Once the structural dilemmas have been resolved in English, the stories speak for themselves, but when Kafka does use a particular storytelling device I have tried to incorporate it into the English translation. In “The Metamorphosis,” for example, Kafka first—and almost continually thereafter—refers to Gregor’s parents and sister as “the mother,” “the father,” and “the sister.” Other translators have employed personal pronouns here (i.e., “his mother,” etc.), probably because it seemed less formal and awkward in English. But it is awkward in the German text, and meant to be. It is an intentional device, serving to make immediately apparent Gregor’s alienation from his family. And it soon comes to seem—under Kafka’s skillful guidance—appropriate. At one point later in the story, however, it is “his father” who kicks Gregor into the room; this usage is also intentional and is introduced because Gregor had previously seen his father as pathetic—it was due to his father’s business failure that Gregor had to work as a traveling salesman—and his own father is now the very personal cause of his being banished from the family instead of their helping him, something he could not feel impersonal about.
Similarly, it is the abrupt switch to the present tense that catapults the story “A Country Doctor” forward. From the moment when the groom attacks the maid, the doctor is uncontrollably propelled through the story in the present tense, until he attempts to take matters into his own hands and leaves the patient’s house, at which point the tense reverts to the past. While my first priority in this translation has been to maintain clarity for the English reader, I felt it was imperative not to lose sight—as many other translators of this story have—of an author’s device that is there for the purpose of enhancing the narrative.

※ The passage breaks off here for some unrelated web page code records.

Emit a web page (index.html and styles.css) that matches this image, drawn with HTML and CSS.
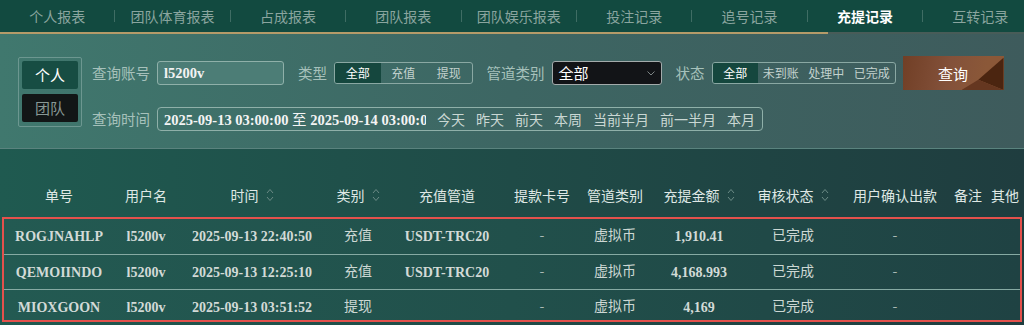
FILE: index.html
```html
<!DOCTYPE html>
<html lang="zh">

<head>
  <meta charset="UTF-8" />
  <title>充提记录</title>
  <link rel="stylesheet" href="styles.css">
</head>

<body>
  <nav class="tabs">
    <a class="tab">个人报表</a><span class="sep"></span>
    <a class="tab">团队体育报表</a><span class="sep"></span>
    <a class="tab">占成报表</a><span class="sep"></span>
    <a class="tab">团队报表</a><span class="sep"></span>
    <a class="tab">团队娱乐报表</a><span class="sep"></span>
    <a class="tab">投注记录</a><span class="sep"></span>
    <a class="tab">追号记录</a><span class="sep"></span>
    <a class="tab active">充提记录</a><span class="sep"></span>
    <a class="tab">互转记录</a>
  </nav>
  <div class="tabline"></div>

  <section class="filter">
    <div class="who">
      <span class="on">个人</span>
      <span class="off">团队</span>
    </div>
    <div class="fields">
      <div class="line">
        <label class="lbl">查询账号</label>
        <div class="acct">l5200v</div>
        <label class="lbl g">类型</label>
        <div class="seg type">
          <span class="on">全部</span><span>充值</span><span>提现</span>
        </div>
        <label class="lbl g">管道类别</label>
        <div class="sel">
          <span>全部</span>
          <svg width="8" height="5" viewBox="0 0 8 5"><path d="M0.5 0.5 L4 4 L7.5 0.5" fill="none" stroke="#7c8484" stroke-width="1"/></svg>
        </div>
        <label class="lbl g">状态</label>
        <div class="seg">
          <span class="on">全部</span><span>未到账</span><span>处理中</span><span>已完成</span>
        </div>
        <button class="go">查询</button>
      </div>
      <div class="line">
        <label class="lbl">查询时间</label>
        <div class="range">
          <div class="dt">2025-09-13 03:00:00 <span class="zh">至</span> 2025-09-14 03:00:00</div>
          <span>今天</span><span>昨天</span><span>前天</span><span>本周</span><span>当前半月</span><span>前一半月</span><span>本月</span>
        </div>
      </div>
    </div>
  </section>

  <section class="list">
    <div class="thead grid">
      <div>单号</div>
      <div>用户名</div>
      <div>时间<svg class="sort" width="8" height="16" viewBox="0 0 8 16"><path d="M1 6 L4 2.5 L7 6 M1 10 L4 13.5 L7 10" fill="none" stroke="#6b8b86" stroke-width="1"/></svg></div>
      <div>类别<svg class="sort" width="8" height="16" viewBox="0 0 8 16"><path d="M1 6 L4 2.5 L7 6 M1 10 L4 13.5 L7 10" fill="none" stroke="#6b8b86" stroke-width="1"/></svg></div>
      <div>充值管道</div>
      <div>提款卡号</div>
      <div>管道类别</div>
      <div>充提金额<svg class="sort" width="8" height="16" viewBox="0 0 8 16"><path d="M1 6 L4 2.5 L7 6 M1 10 L4 13.5 L7 10" fill="none" stroke="#6b8b86" stroke-width="1"/></svg></div>
      <div>审核状态<svg class="sort" width="8" height="16" viewBox="0 0 8 16"><path d="M1 6 L4 2.5 L7 6 M1 10 L4 13.5 L7 10" fill="none" stroke="#6b8b86" stroke-width="1"/></svg></div>
      <div>用户确认出款</div>
      <div>备注</div>
      <div>其他</div>
    </div>

    <div class="rows">
      <div class="row grid">
        <div class="en">ROGJNAHLP</div>
        <div class="en">l5200v</div>
        <div class="en">2025-09-13 22:40:50</div>
        <div>充值</div>
        <div class="en">USDT-TRC20</div>
        <div class="dash">-</div>
        <div>虚拟币</div>
        <div class="en">1,910.41</div>
        <div>已完成</div>
        <div class="dash">-</div>
        <div></div>
        <div></div>
      </div>
      <div class="row grid">
        <div class="en">QEMOIINDO</div>
        <div class="en">l5200v</div>
        <div class="en">2025-09-13 12:25:10</div>
        <div>充值</div>
        <div class="en">USDT-TRC20</div>
        <div class="dash">-</div>
        <div>虚拟币</div>
        <div class="en">4,168.993</div>
        <div>已完成</div>
        <div class="dash">-</div>
        <div></div>
        <div></div>
      </div>
      <div class="row grid">
        <div class="en">MIOXGOON</div>
        <div class="en">l5200v</div>
        <div class="en">2025-09-13 03:51:52</div>
        <div>提现</div>
        <div></div>
        <div class="dash">-</div>
        <div>虚拟币</div>
        <div class="en">4,169</div>
        <div>已完成</div>
        <div class="dash">-</div>
        <div></div>
        <div></div>
      </div>
    </div>
  </section>
</body>

</html>
```

FILE: styles.css
```css
*,
::before,
::after {
  box-sizing: border-box;
}

html {
  font-family: "Noto Sans CJK SC", "Noto Sans", sans-serif;
}

body {
  margin: 0;
  width: 1024px;
  height: 325px;
  overflow: hidden;
  background: #1f4a46;
}

/* tabs */
.tabs {
  display: flex;
  align-items: center;
  height: 32px;
  background: #124a40;
  overflow: hidden;
  white-space: nowrap;
}

.tab {
  flex: 0 0 114.4px;
  text-align: center;
  font-size: 14px;
  line-height: 32px;
  color: #8aa59f;
}

.tab.active {
  color: #fff;
  font-weight: bold;
}

.sep {
  flex: 0 0 1px;
  height: 12px;
  background: #3f6d64;
}

.tabline {
  height: 2px;
  background: linear-gradient(to right, #b59b69 0 828px, #485c58 828px);
}

/* filter */
.filter {
  display: flex;
  gap: 10px;
  height: 115px;
  padding: 23px 0 0 18px;
  background: linear-gradient(90deg, #40786e, #3d6663 50%, #3e5b5c);
  border-bottom: 1px solid #5a837e;
}

.who {
  width: 64px;
  height: 70px;
  padding: 3px;
  border: 1px solid #6c9790;
  border-radius: 2px;
  display: flex;
  flex-direction: column;
  gap: 5px;
}

.who span {
  height: 28px;
  line-height: 28px;
  text-align: center;
  font-size: 15px;
  border-radius: 2px;
}

.who .on {
  background: #174d43;
  color: #fff;
}

.who .off {
  background: #121616;
  color: #889894;
}

.fields {
  display: flex;
  flex-direction: column;
  gap: 22px;
  margin-top: 4px;
}

.line {
  display: flex;
  align-items: center;
  height: 24px;
}

.lbl {
  font-size: 14.5px;
  line-height: 24px;
  color: #a6c1bb;
  margin-right: 7px;
  white-space: nowrap;
}

.lbl.g {
  margin-left: 14px;
}

.acct {
  width: 127px;
  height: 24px;
  padding-left: 6px;
  border: 1px solid #8fb0a9;
  border-radius: 3px;
  background: #4c7d76;
  font: bold 14.5px/22px "Liberation Serif", serif;
  color: #f2f2f2;
}

.seg {
  display: flex;
  height: 22px;
  border: 1px solid #8aa8a3;
  border-radius: 3px;
  overflow: hidden;
}

.seg span {
  width: 45.5px;
  text-align: center;
  font-size: 12px;
  line-height: 20px;
  color: #c3d2ce;
}

.seg .on {
  background: #15473e;
  color: #fff;
}

.sel {
  width: 110px;
  height: 24px;
  padding: 0 6px 0 6px;
  background: #121417;
  border: 1px solid #a3abab;
  border-radius: 3px;
  display: flex;
  align-items: center;
  justify-content: space-between;
  color: #fff;
  font-size: 15px;
  line-height: 22px;
}

.go {
  position: relative;
  width: 101px;
  height: 34px;
  margin-left: 7px;
  border: 0;
  padding: 0;
  overflow: hidden;
  background: linear-gradient(100deg, #713f26 0%, #83513a 45%, #8b5838 80%);
  color: #fff;
  font-family: inherit;
  font-size: 15px;
}

.go::before {
  content: "";
  position: absolute;
  right: 0;
  top: 0;
  width: 42px;
  height: 100%;
  background: #4b2510;
  clip-path: polygon(100% 5%, 100% 100%, 40% 70%);
}

.go::after {
  content: "";
  position: absolute;
  right: 0;
  top: 0;
  width: 42px;
  height: 100%;
  background: #653720;
  clip-path: polygon(40% 70%, 100% 100%, 0 100%);
}

.range {
  width: 606px;
  height: 24px;
  border: 1px solid #8fb0a9;
  border-radius: 4px;
  display: flex;
  align-items: center;
  gap: 11px;
  font-size: 14px;
  line-height: 22px;
  color: #c9d7d3;
  white-space: nowrap;
}

.range .dt {
  width: 268px;
  padding-left: 6px;
  overflow: hidden;
  font: bold 14.5px/22px "Liberation Serif", serif;
  color: #f4f4f4;
}

.range .dt .zh {
  font-family: "Noto Sans CJK SC", sans-serif;
  font-weight: normal;
}

/* list */
.list {
  height: 176px;
  padding-top: 24px;
  background: linear-gradient(90deg, #1f5a50, #1f4b47 50%, #1f3d3f);
}

.grid {
  display: grid;
  grid-template-columns: 110px 64px 148px 64px 114px 76px 70px 98px 90px 114px 32px 42px;
}

.thead > div {
  display: flex;
  justify-content: center;
  align-items: center;
  white-space: nowrap;
}

.thead {
  height: 44px;
  margin-left: 4px;
  font-size: 14px;
  color: #dfe8e5;
}

.sort {
  margin-left: 7px;
}

.rows {
  height: 105px;
  margin: 0 2px;
  border: 2px solid #e4514c;
  overflow: hidden;
  background: linear-gradient(90deg, #235a52, #21504b 50%, #1f4243);
}

.row {
  height: 35px;
  font-size: 14px;
  color: #cdd8d4;
}

.row > div {
  text-align: center;
  white-space: nowrap;
  line-height: 31px;
}

.row + .row {
  border-top: 1px solid #86aaa3;
}

.row .en {
  font: bold 14px/35px "Liberation Serif", serif;
  color: #d2dad7;
}

.row .dash {
  color: #a9b9b5;
}
```
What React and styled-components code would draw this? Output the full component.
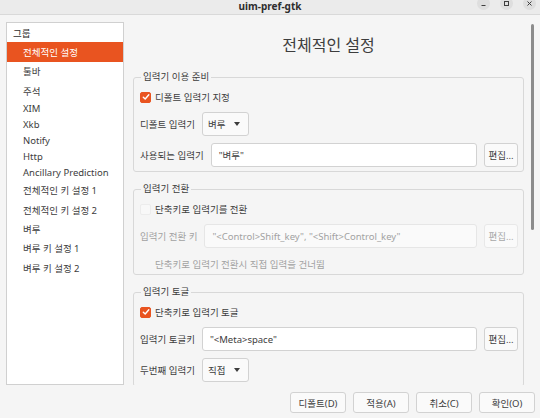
import React from 'react';
import styled, { createGlobalStyle } from 'styled-components';

const GlobalStyle = createGlobalStyle`
  html, body {
    margin: 0;
    padding: 0;
    background: #f5f5f5;
  }
  body {
    font-family: "Noto Sans", "Noto Sans CJK KR", sans-serif;
    font-size: 9.5px;
    color: #3d3d3d;
  }
`;

const Window = styled.div`
  width: 540px;
  height: 418px;
  display: flex;
  flex-direction: column;
  overflow: hidden;
  background: #f5f5f5;
`;

const TitleBar = styled.div`
  flex: none;
  height: 14px;
  background: #ebebeb;
  border-bottom: 1px solid #d9d9d9;
  display: grid;
  grid-template-columns: 1fr auto 1fr;
  align-items: start;
  overflow: hidden;
`;

const Title = styled.div`
  grid-column: 2;
  font-size: 10px;
  line-height: 13px;
  font-weight: bold;
  color: #2e2e2e;
`;

const Controls = styled.div`
  grid-column: 3;
  justify-self: end;
  display: flex;
  gap: 10px;
  margin-top: -3px;
  padding-right: 4px;
`;

const ControlButton = styled.div`
  width: 13px;
  height: 13px;
  border-radius: 50%;
  background: #dedede;
  display: grid;
  place-items: center;
  color: #3d3d3d;
`;

const Main = styled.div`
  flex: none;
  height: 363px;
  margin-top: 7px;
  display: flex;
`;

const Sidebar = styled.div`
  flex: none;
  width: 118px;
  margin-left: 6px;
  box-sizing: border-box;
  border: 1px solid #d0d0d0;
  background: #fff;
`;

const SideRow = styled.div`
  height: ${(p) => (p.$latin ? '16px' : '19.4px')};
  display: flex;
  align-items: center;
  padding-left: ${(p) => (p.$header ? '6px' : '16px')};
  white-space: nowrap;
  background: ${(p) => (p.$selected ? '#e95420' : 'transparent')};
  color: ${(p) => (p.$selected ? '#fff' : p.$header ? '#2e2e2e' : '#3d3d3d')};
`;

const Content = styled.div`
  flex: 1;
  position: relative;
  overflow: hidden;
  padding: 0 16px 0 9px;
`;

const PageTitle = styled.div`
  font-size: 16px;
  line-height: 22px;
  text-align: center;
  margin: 12px 0 14px;
  color: #3d3d3d;
`;

const Frames = styled.div`
  display: flex;
  flex-direction: column;
  gap: 10px;
`;

const Frame = styled.fieldset`
  margin: 0;
  min-width: 0;
  border: 1px solid #d8d8d8;
  border-radius: 3px;
  padding: 5px 5px ${(p) => p.$bottom || '4px'} 6px;
  display: flex;
  flex-direction: column;
  gap: 7px;
`;

const Legend = styled.legend`
  padding: 0 2px;
  margin-left: 1px;
  line-height: 14px;
  color: #3d3d3d;
`;

const CheckRow = styled.div`
  height: 16px;
  display: flex;
  align-items: center;
  gap: 4px;
`;

const CheckBox = styled.span`
  width: 11px;
  height: 11px;
  box-sizing: border-box;
  border-radius: 2px;
  display: grid;
  place-items: center;
  background: ${(p) => (p.$checked ? '#e95420' : '#f8f8f8')};
  border: 1px solid ${(p) => (p.$checked ? '#e95420' : '#ececec')};
`;

const Row = styled.div`
  display: flex;
  align-items: center;
  gap: 7px;
`;

const Label = styled.span`
  white-space: nowrap;
  color: ${(p) => (p.$disabled ? '#a2a2a2' : '#3d3d3d')};
`;

const Entry = styled.div`
  flex: 1;
  height: 24px;
  box-sizing: border-box;
  border: 1px solid ${(p) => (p.$disabled ? '#e6e6e6' : '#d2d2d2')};
  border-radius: 3px;
  background: ${(p) => (p.$disabled ? '#fafafa' : '#fff')};
  color: ${(p) => (p.$disabled ? '#a2a2a2' : '#3d3d3d')};
  padding: 0 7px;
  display: flex;
  align-items: center;
  white-space: nowrap;
  overflow: hidden;
`;

const EditButton = styled.div`
  flex: none;
  width: 34px;
  height: 24px;
  box-sizing: border-box;
  border: 1px solid ${(p) => (p.$disabled ? '#e8e8e8' : '#d2d2d2')};
  border-radius: 3px;
  background: #fafafa;
  color: ${(p) => (p.$disabled ? '#a8a8a8' : '#3d3d3d')};
  display: grid;
  place-items: center;
`;

const Combo = styled.div`
  flex: none;
  width: 47px;
  height: 24px;
  box-sizing: border-box;
  border: 1px solid #d2d2d2;
  border-radius: 3px;
  background: #fafafa;
  padding: 0 8px 0 5px;
  display: flex;
  align-items: center;
  justify-content: space-between;
`;

const Arrow = styled.span`
  width: 0;
  height: 0;
  border-left: 3.5px solid transparent;
  border-right: 3.5px solid transparent;
  border-top: 4px solid #3d3d3d;
`;

const Note = styled.div`
  height: 18px;
  display: flex;
  align-items: center;
  padding-left: 15px;
  color: #a2a2a2;
`;

const ScrollThumb = styled.div`
  position: absolute;
  top: 2px;
  right: 6px;
  width: 3px;
  height: 206px;
  border-radius: 2px;
  background: #8c8c8c;
`;

const ButtonBar = styled.div`
  flex: 1;
  display: flex;
  justify-content: flex-end;
  align-items: flex-start;
  gap: 7px;
  padding: 7px 5px 0 0;
`;

const DialogButton = styled.div`
  width: 56px;
  height: 21px;
  box-sizing: border-box;
  border: 1px solid #d2d2d2;
  border-radius: 3px;
  background: #fafafa;
  display: grid;
  place-items: center;
  color: #3d3d3d;
`;

const groups = [
  { name: '전체적인 설정', selected: true },
  { name: '툴바' },
  { name: '주석' },
  { name: 'XIM', latin: true },
  { name: 'Xkb', latin: true },
  { name: 'Notify', latin: true },
  { name: 'Http', latin: true },
  { name: 'Ancillary Prediction', latin: true },
  { name: '전체적인 키 설정 1' },
  { name: '전체적인 키 설정 2' },
  { name: '벼루' },
  { name: '벼루 키 설정 1' },
  { name: '벼루 키 설정 2' },
];

const Check = ({ checked }) => (
  <CheckBox $checked={checked}>
    {checked && (
      <svg width="8" height="8" viewBox="0 0 8 8">
        <path d="M1.3 4.2 L3.2 6 L6.8 1.8" fill="none" stroke="#fff" strokeWidth="1.4" strokeLinecap="round" strokeLinejoin="round" />
      </svg>
    )}
  </CheckBox>
);

const App = () => {
  return (
    <Window>
      <GlobalStyle />
      <TitleBar>
        <Title>uim-pref-gtk</Title>
        <Controls>
          <ControlButton>
            <svg width="13" height="13" viewBox="0 0 13 13">
              <path d="M4.5 8.5 H8.5" stroke="currentColor" strokeWidth="1" />
            </svg>
          </ControlButton>
          <ControlButton>
            <svg width="13" height="13" viewBox="0 0 13 13">
              <rect x="4.5" y="4.5" width="4" height="4" fill="none" stroke="currentColor" strokeWidth="1" />
            </svg>
          </ControlButton>
          <ControlButton>
            <svg width="13" height="13" viewBox="0 0 13 13">
              <path d="M4.5 4.5 L8.5 8.5 M8.5 4.5 L4.5 8.5" stroke="currentColor" strokeWidth="1" />
            </svg>
          </ControlButton>
        </Controls>
      </TitleBar>

      <Main>
        <Sidebar>
          <SideRow $header>그룹</SideRow>
          {groups.map((g) => (
            <SideRow key={g.name} $latin={g.latin} $selected={g.selected}>
              {g.name}
            </SideRow>
          ))}
        </Sidebar>

        <Content>
          <PageTitle>전체적인 설정</PageTitle>
          <Frames>
            <Frame>
              <Legend>입력기 이용 준비</Legend>
              <CheckRow>
                <Check checked />
                <span>디폴트 입력기 지정</span>
              </CheckRow>
              <Row>
                <Label>디폴트 입력기</Label>
                <Combo>
                  <span>벼루</span>
                  <Arrow />
                </Combo>
              </Row>
              <Row>
                <Label>사용되는 입력기</Label>
                <Entry>"벼루"</Entry>
                <EditButton>편집...</EditButton>
              </Row>
            </Frame>

            <Frame $bottom="1px">
              <Legend>입력기 전환</Legend>
              <CheckRow>
                <Check />
                <span>단축키로 입력기를 전환</span>
              </CheckRow>
              <Row>
                <Label $disabled>입력기 전환 키</Label>
                <Entry $disabled>"&lt;Control&gt;Shift_key", "&lt;Shift&gt;Control_key"</Entry>
                <EditButton $disabled>편집...</EditButton>
              </Row>
              <Note>단축키로 입력기 전환시 직접 입력을 건너뜀</Note>
            </Frame>

            <Frame>
              <Legend>입력기 토글</Legend>
              <CheckRow>
                <Check checked />
                <span>단축키로 입력기 토글</span>
              </CheckRow>
              <Row>
                <Label>입력기 토글키</Label>
                <Entry>"&lt;Meta&gt;space"</Entry>
                <EditButton>편집...</EditButton>
              </Row>
              <Row>
                <Label>두번째 입력기</Label>
                <Combo>
                  <span>직접</span>
                  <Arrow />
                </Combo>
              </Row>
            </Frame>
          </Frames>
          <ScrollThumb />
        </Content>
      </Main>

      <ButtonBar>
        <DialogButton>디폴트(D)</DialogButton>
        <DialogButton>적용(A)</DialogButton>
        <DialogButton>취소(C)</DialogButton>
        <DialogButton>확인(O)</DialogButton>
      </ButtonBar>
    </Window>
  );
};

export default App;
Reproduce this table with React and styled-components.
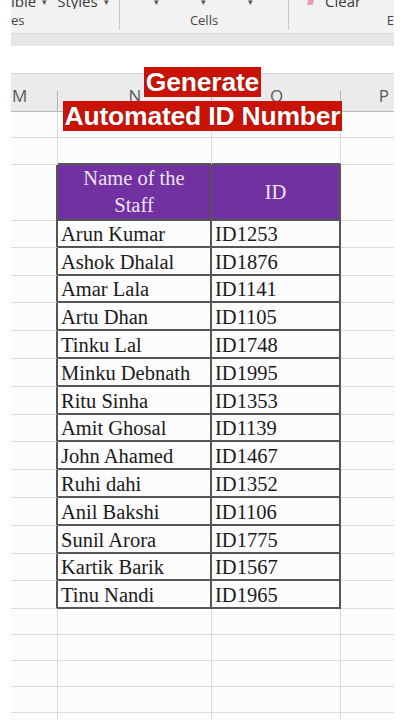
import React from 'react';
import styled, { createGlobalStyle } from 'styled-components';

const GlobalStyle = createGlobalStyle`
  html, body {
    margin: 0;
    padding: 0;
    background: #ffffff;
  }
  body {
    width: 405px;
    height: 720px;
    overflow: hidden;
    font-family: 'Open Sans', 'Noto Sans', sans-serif;
  }
`;

const staff = [
  ['Arun Kumar', 'ID1253'],
  ['Ashok Dhalal', 'ID1876'],
  ['Amar Lala', 'ID1141'],
  ['Artu Dhan', 'ID1105'],
  ['Tinku Lal', 'ID1748'],
  ['Minku Debnath', 'ID1995'],
  ['Ritu Sinha', 'ID1353'],
  ['Amit Ghosal', 'ID1139'],
  ['John Ahamed', 'ID1467'],
  ['Ruhi dahi', 'ID1352'],
  ['Anil Bakshi', 'ID1106'],
  ['Sunil Arora', 'ID1775'],
  ['Kartik Barik', 'ID1567'],
  ['Tinu Nandi', 'ID1965'],
];

const GRID = '#dcdadc';
const DARK = '#555555';
const COLS = '47px 154px 129px 53px';

const Page = styled.div`
  position: relative;
  width: 405px;
  height: 720px;
  overflow: hidden;
  padding-left: 11px;
  box-sizing: border-box;
`;

const Ribbon = styled.div`
  width: 383px;
  height: 33px;
  background: #f3f2f2;
  display: grid;
  grid-template-columns: 109px 169px 105px;
`;

const Group = styled.div`
  display: flex;
  flex-direction: column;
  justify-content: space-between;
  border-right: ${(p) => (p.$last ? 'none' : '1px solid #c9c7c7')};
  height: 30px;
  overflow: hidden;
`;

const Controls = styled.div`
  display: flex;
  justify-content: ${(p) => p.$justify || 'flex-start'};
  gap: ${(p) => p.$gap || '18px'};
  height: 9px;
  overflow: hidden;
  padding-left: ${(p) => p.$pad || '0'};
`;

const Control = styled.span`
  font-size: 15px;
  line-height: 15px;
  margin-top: -7px;
  color: #3a3a3a;
  white-space: nowrap;
  display: flex;
  align-items: center;
  gap: 6px;
`;

const Caret = styled.span`
  font-size: 9px;
  color: #555;
`;

const GroupLabel = styled.div`
  font-size: 13px;
  line-height: 15px;
  color: #444;
  padding-bottom: 2px;
  text-align: ${(p) => p.$align || 'center'};
`;

const Scrollbar = styled.div`
  width: 383px;
  height: 13px;
  background: linear-gradient(#dcdcdc 0 1px, #e6e6e6 1px);
`;

const Spacer = styled.div`
  height: 27px;
`;

const Sheet = styled.div`
  width: 383px;
  background: #fdfcfd;
`;

const HeaderRow = styled.div`
  display: grid;
  grid-template-columns: ${COLS};
  height: 39px;
  border-top: 1px solid #d4d4d4;
  border-bottom: 1px solid #b9b9b9;
  box-sizing: border-box;
  background: #ebebeb;
`;

const HeaderCell = styled.div`
  display: flex;
  align-items: flex-end;
  justify-content: ${(p) => p.$justify || 'center'};
  padding: 0 ${(p) => p.$padR || '0'} 7px ${(p) => p.$padL || '0'};
  font-size: 17px;
  line-height: 17px;
  color: #5a5a5a;
  background: ${(p) =>
    p.$divider ? 'linear-gradient(#b3b3b3, #b3b3b3) right bottom / 1px 20px no-repeat' : 'none'};
`;

const Row = styled.div`
  display: grid;
  grid-template-columns: ${COLS};
  height: ${(p) => p.$h}px;
`;

const Cell = styled.div`
  box-sizing: border-box;
  border-right: ${(p) => (p.$right ? `${p.$rw || 1}px solid ${p.$right}` : 'none')};
  border-bottom: ${(p) => `${p.$bw || 1}px solid ${p.$bottom || GRID}`};
  background: ${(p) => p.$bg || 'transparent'};
  display: flex;
  align-items: ${(p) => (p.$center ? 'center' : 'flex-end')};
  justify-content: ${(p) => (p.$center ? 'center' : 'flex-start')};
  text-align: ${(p) => (p.$center ? 'center' : 'left')};
  padding: ${(p) => (p.$center ? '0' : '0 0 2px 3px')};
  font-family: 'Liberation Serif', 'Times New Roman', serif;
  font-size: 20.5px;
  line-height: ${(p) => (p.$center ? '27px' : '20px')};
  color: ${(p) => p.$color || '#1a1a1a'};
  white-space: nowrap;
`;

const Title = styled.div`
  position: absolute;
  top: 67px;
  left: 0;
  width: 405px;
  display: flex;
  flex-direction: column;
  align-items: center;
  gap: 4px;
  pointer-events: none;
`;

const TitleLine = styled.span`
  background: #c91306;
  color: #ffffff;
  font-family: 'Liberation Sans', Arial, sans-serif;
  font-weight: 700;
  font-size: 26.5px;
  line-height: 28px;
  padding: 1px 2px;
  letter-spacing: -0.2px;
  text-shadow: 0 0 1px rgba(60, 0, 0, 0.7);
`;

const blank = (h, key, bottoms = []) => (
  <Row key={key} $h={h}>
    <Cell $right={GRID} />
    <Cell $right={GRID} $bottom={bottoms[1]} $bw={bottoms[1] ? 2 : 1} />
    <Cell $right={GRID} $bottom={bottoms[2]} $bw={bottoms[2] ? 2 : 1} />
    <Cell />
  </Row>
);

const App = () => {
  return (
    <Page>
      <GlobalStyle />
      <Ribbon>
        <Group>
          <Controls $gap="10px">
            <Control>
              ıble <Caret>▾</Caret>
            </Control>
            <Control>
              Styles <Caret>▾</Caret>
            </Control>
          </Controls>
          <GroupLabel $align="left">es</GroupLabel>
        </Group>
        <Group>
          <Controls $gap="42px" $pad="34px">
            <Control><Caret>▾</Caret></Control>
            <Control><Caret>▾</Caret></Control>
            <Control><Caret>▾</Caret></Control>
          </Controls>
          <GroupLabel>Cells</GroupLabel>
        </Group>
        <Group $last>
          <Controls $pad="18px" $gap="8px">
            <Control>
              <svg width="10" height="12" viewBox="0 0 10 12">
                <path d="M2 0 L8 0 L6 10 L0 10 Z" fill="#e7a1b3" />
              </svg>
            </Control>
            <Control>Clear</Control>
          </Controls>
          <GroupLabel $align="right">E</GroupLabel>
        </Group>
      </Ribbon>
      <Scrollbar />
      <Spacer />
      <Sheet>
        <HeaderRow>
          <HeaderCell $justify="flex-start" $padL="1px" $divider>M</HeaderCell>
          <HeaderCell $divider>N</HeaderCell>
          <HeaderCell $divider>O</HeaderCell>
          <HeaderCell $justify="flex-end" $padR="5px">P</HeaderCell>
        </HeaderRow>
        {blank(26, 'b1')}
        {blank(27, 'b2', [null, DARK, DARK])}
        <Row $h={55}>
          <Cell $right={DARK} $rw={2} />
          <Cell $center $bg="#7131a1" $color="#ece2f5" $right={DARK} $rw={2} $bottom={DARK} $bw={2}>
            Name of the
            <br />
            Staff
          </Cell>
          <Cell $center $bg="#7131a1" $color="#ece2f5" $right={DARK} $rw={2} $bottom={DARK} $bw={2}>
            ID
          </Cell>
          <Cell />
        </Row>
        {staff.map(([name, id]) => (
          <Row key={id} $h={27.8}>
            <Cell $right={DARK} $rw={2} />
            <Cell $right={DARK} $rw={2} $bottom={DARK} $bw={2}>{name}</Cell>
            <Cell $right={DARK} $rw={2} $bottom={DARK} $bw={2}>{id}</Cell>
            <Cell />
          </Row>
        ))}
        {[0, 1, 2, 3, 4].map((i) => blank(26, 'a' + i))}
      </Sheet>
      <Title>
        <TitleLine>Generate</TitleLine>
        <TitleLine>Automated ID Number</TitleLine>
      </Title>
    </Page>
  );
};

export default App;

There are also moments when Kafka seems so caught up in the narrative drive of a story that some of its continuity gets lost. In “The Stoker,” the maid that Karl impregnates is later referred to as the cook. This may have been an oversight that Kafka would have corrected in future revisions (he planned to include “The Stoker” as the first chapter in a novel he did not complete, posthumously published under the title Amerika), but this translation remains faithful to the text. I have not corrected these lapses or reconciled such minor inconsistencies, as they may be of interest to the reader. They are, however, footnoted in the text itself.
Despite the common conception of Kafka as a spurt writer periodically driven by the white heat of inspiration—perhaps the result of the well-known anecdote of Kafka’s writing his breakthrough story “The Judgment” in one all-night session in 1912—it would seem that he worked and reworked his stories and, in some cases, held a clear picture of what he planned to write well in advance of the first draft. In 1906 he wrote a story about a man who splits into an insect and a man, the insect self going off to work and the man staying home in bed.
s This precursor to “The Metamorphosis” was never published. He also wrote in a letter to his friend and publisher Kurt Wolff that he wished to include “The Judgment,” “The Stoker,” and “The Metamorphosis” in one volume under the title
The Sons. This letter is dated April 4, 1913—well before he had written either “The Stoker” or “The Metamorphosis.” For whatever reasons, the stories were never published together under that title while Kafka was alive. Kafka’s wish that these three stories be published together has in part formed the basis of this collection. All of the stories included, of course, have become classics, but it has been a special pleasure for me that by including “Josephine the Singer” along with “The Judgment,” this collection contains both the last and the first stories that Kafka saw published in his lifetime.